3. The corresponding Gibbs distribution. According to Theorem 4.4, the graphical model formed by the RNN input data viewed as a time varying random variable ${X^{t}}$ is TD-MRF, with a Gibbs distribution $P[{X^{t}}]=\frac{1}{Z}{\textstyle\prod _{\text{cliques}\hspace{2.5pt}C}}\exp [-{\psi _{C}}({X^{t}})]$.
4. Likelihood of occurrence of an output. Recall that from Definition 4.1, neighbours are equal to cliques and both consist of those random variables which have equal prior distributions (and identical posterior distribution in consequence). Hence, a probability $po[{X^{t}}={x_{i}^{t}}]$ is biunivocally determined for each input ${x_{i}^{t}}$. We also refer to Fig. 2 to reproduce the operation of an TD-MRF in a single multivariate execution.

Note that the deterministic nature of RNN, which always assigns the same ${z_{i}^{t}}$ to the same ${x_{i}^{t}}$, allows also defining the probability of occurrence of an RNN output $po[{z_{i}^{t}}]$ as
\[ po\big[{z_{i}^{t}}\big]:=po\big[{X^{t}}={x_{i}^{t}}\big].\]

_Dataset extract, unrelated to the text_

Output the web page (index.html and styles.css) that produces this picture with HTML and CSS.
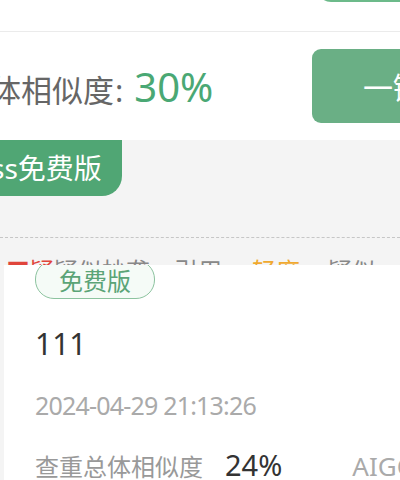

5 Application of the VNM Utility Theorem

In this section, we will further develop equation (3),

\[ u[\textit{Tr}]=u\big[\big\{{x_{1}^{t}},\dots ,{x_{D}^{t}}\big\}\big]={\sum \limits_{i=1}^{D}}po\big[{X^{t}}={x_{i}^{t}}\big]\cdot u\big({x_{i}^{t}}\big),\]

by giving the explicit calculation of $u({x_{i}^{t}})$, $\forall i$, t. To do so, we will again apply the VMN theorem to the secondary lottery.

Recall that in the preceding sections we have considered a second lottery which arises naturally when we test how good the ouput ${z_{i}^{t}}\in {Z^{t}}[\textit{In}]$ is as estimate. If M is the threshold below which the loss function is considered acceptable, the secondary lottery is whether the loss function $\text{loss}({z_{i}^{t}})\lt M$ or not. With the intuitive notation of the paper (Machina, 1982), our secondary lottery is a probability distribution function over the interval $[0,M]$ (the set of all lotteries over $[0,M]$ is denoted in Machina (1982) by $D[0,M]$) and the preference functional $V(\cdot )$ on $D[0,M]$ in our case is $\text{loss}(\cdot )$. Note that Definition 3.1 of preference over the set ${Z^{t}}[\textit{In}]$ can be additionally considered over $\textit{In}$ for the deterministic assignment ${x_{i}^{t}}\to {z_{i}^{t}}$: for ${x_{i}^{t}},{x_{j}^{t}}\in \textit{In}$

\[ {x_{i}^{t}}\prec {x_{j}^{t}}\Leftrightarrow {z_{i}^{t}}\prec {z_{j}^{t}}\Leftrightarrow \text{loss}\big({z_{j}^{t}}\big)\lt \text{loss}\big({z_{i}^{t}}\big),\]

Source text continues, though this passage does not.